What this task involves → Write the data out again exactly, with no pictures.

Material →
--------------------

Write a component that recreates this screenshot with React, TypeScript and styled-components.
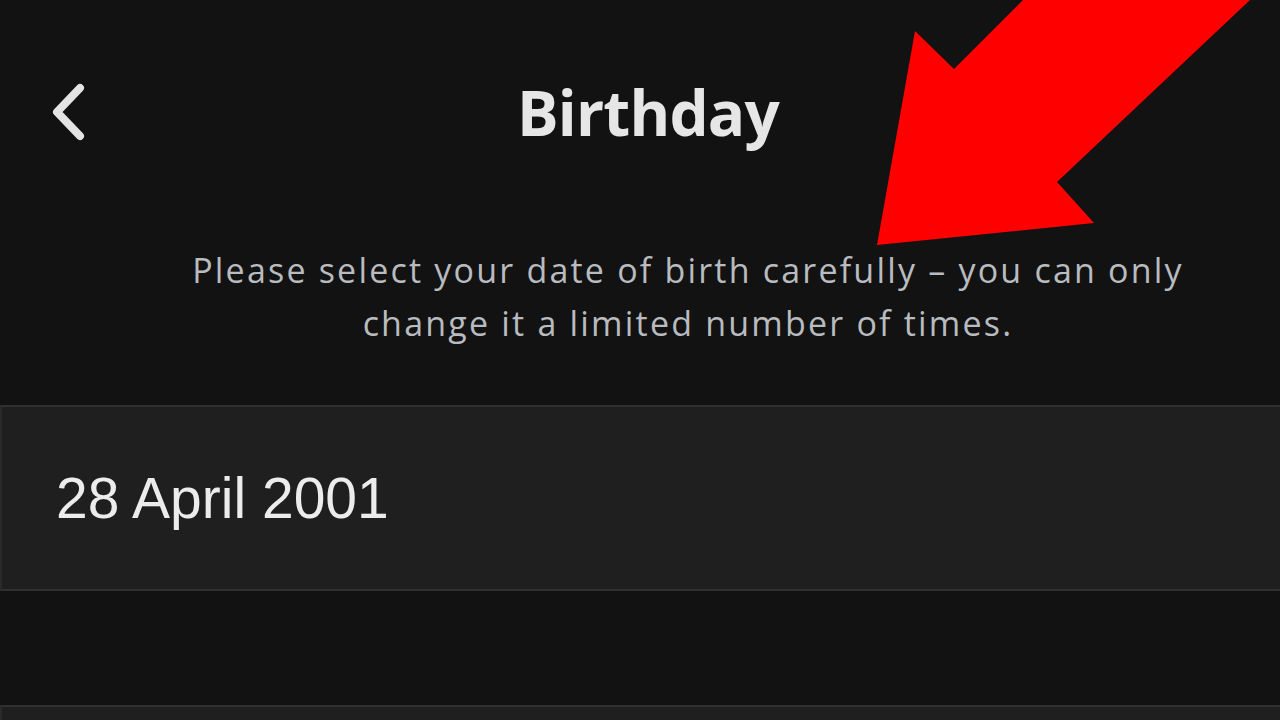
import React from "react";
import styled, { createGlobalStyle } from "styled-components";

const GlobalStyle = createGlobalStyle`
  html, body {
    margin: 0;
    padding: 0;
    background: #121212;
  }
  * {
    box-sizing: border-box;
  }
`;

const Page = styled.div`
  position: relative;
  width: 1280px;
  height: 720px;
  overflow: hidden;
  background: #121212;
  font-family: "Open Sans", "Noto Sans", sans-serif;
`;

const Header = styled.header`
  display: grid;
  grid-template-columns: 1fr auto 1fr;
  align-items: center;
  height: 224px;
  padding-left: 16px;
`;

const BackButton = styled.button`
  justify-self: start;
  display: flex;
  align-items: center;
  justify-content: center;
  width: 60px;
  height: 70px;
  margin-left: 24px;
  padding: 0;
  border: none;
  background: transparent;
  cursor: pointer;
`;

const Title = styled.h1`
  margin: 0;
  font-size: 62px;
  font-weight: 700;
  letter-spacing: -0.8px;
  color: #e6e6e6;
`;

const Notice = styled.p`
  width: 1040px;
  margin: 20px 0 0 168px;
  font-size: 34px;
  line-height: 53px;
  letter-spacing: 2.2px;
  color: #b8bbbf;
  text-align: center;
`;

const Row = styled.div<{ $top: number }>`
  display: flex;
  align-items: center;
  height: 186px;
  margin-top: ${(p) => p.$top}px;
  padding-left: 54px;
  background: #1f1f1f;
  border-top: 2px solid #303030;
  border-bottom: 2px solid #303030;
  border-left: 2px solid #2a2a2a;
`;

const DateText = styled.span`
  font-family: "Liberation Sans", Arial, sans-serif;
  font-size: 57px;
  color: #ececec;
`;

const Arrow = styled.svg`
  position: absolute;
  top: 0;
  left: 0;
  pointer-events: none;
`;

const App: React.FC = () => {
  return (
    <>
      <GlobalStyle />
      <Page>
        <Header>
          <BackButton aria-label="Back">
            <svg width="40" height="60" viewBox="0 0 40 60">
              <path
                d="M30 6 L7 30 L30 54"
                fill="none"
                stroke="#e4e4e4"
                strokeWidth="8"
                strokeLinecap="round"
                strokeLinejoin="round"
              />
            </svg>
          </BackButton>
          <Title>Birthday</Title>
          <div />
        </Header>
        <Notice>
          Please select your date of birth carefully – you can only
          <br />
          change it a limited number of times.
        </Notice>
        <Row $top={55}>
          <DateText>28 April 2001</DateText>
        </Row>
        <Row $top={114} />
        <Arrow width="1280" height="720" viewBox="0 0 1280 720">
          <polygon
            points="877,245 915,31 954,69 1023,0 1250,0 1057,182 1094,223"
            fill="#ff0000"
          />
        </Arrow>
      </Page>
    </>
  );
};

export default App;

--------------------

Output →
Write a component that recreates this screenshot with React, TypeScript and styled-components.
import React from "react";
import styled, { createGlobalStyle } from "styled-components";

const GlobalStyle = createGlobalStyle`
  html, body {
    margin: 0;
    padding: 0;
    background: #121212;
  }
  * {
    box-sizing: border-box;
  }
`;

const Page = styled.div`
  position: relative;
  width: 1280px;
  height: 720px;
  overflow: hidden;
  background: #121212;
  font-family: "Open Sans", "Noto Sans", sans-serif;
`;

const Header = styled.header`
  display: grid;
  grid-template-columns: 1fr auto 1fr;
  align-items: center;
  height: 224px;
  padding-left: 16px;
`;

const BackButton = styled.button`
  justify-self: start;
  display: flex;
  align-items: center;
  justify-content: center;
  width: 60px;
  height: 70px;
  margin-left: 24px;
  padding: 0;
  border: none;
  background: transparent;
  cursor: pointer;
`;

const Title = styled.h1`
  margin: 0;
  font-size: 62px;
  font-weight: 700;
  letter-spacing: -0.8px;
  color: #e6e6e6;
`;

const Notice = styled.p`
  width: 1040px;
  margin: 20px 0 0 168px;
  font-size: 34px;
  line-height: 53px;
  letter-spacing: 2.2px;
  color: #b8bbbf;
  text-align: center;
`;

const Row = styled.div<{ $top: number }>`
  display: flex;
  align-items: center;
  height: 186px;
  margin-top: ${(p) => p.$top}px;
  padding-left: 54px;
  background: #1f1f1f;
  border-top: 2px solid #303030;
  border-bottom: 2px solid #303030;
  border-left: 2px solid #2a2a2a;
`;

const DateText = styled.span`
  font-family: "Liberation Sans", Arial, sans-serif;
  font-size: 57px;
  color: #ececec;
`;

const Arrow = styled.svg`
  position: absolute;
  top: 0;
  left: 0;
  pointer-events: none;
`;

const App: React.FC = () => {
  return (
    <>
      <GlobalStyle />
      <Page>
        <Header>
          <BackButton aria-label="Back">
            <svg width="40" height="60" viewBox="0 0 40 60">
              <path
                d="M30 6 L7 30 L30 54"
                fill="none"
                stroke="#e4e4e4"
                strokeWidth="8"
                strokeLinecap="round"
                strokeLinejoin="round"
              />
            </svg>
          </BackButton>
          <Title>Birthday</Title>
          <div />
        </Header>
        <Notice>
          Please select your date of birth carefully – you can only
          <br />
          change it a limited number of times.
        </Notice>
        <Row $top={55}>
          <DateText>28 April 2001</DateText>
        </Row>
        <Row $top={114} />
        <Arrow width="1280" height="720" viewBox="0 0 1280 720">
          <polygon
            points="877,245 915,31 954,69 1023,0 1250,0 1057,182 1094,223"
            fill="#ff0000"
          />
        </Arrow>
      </Page>
    </>
  );
};

export default App;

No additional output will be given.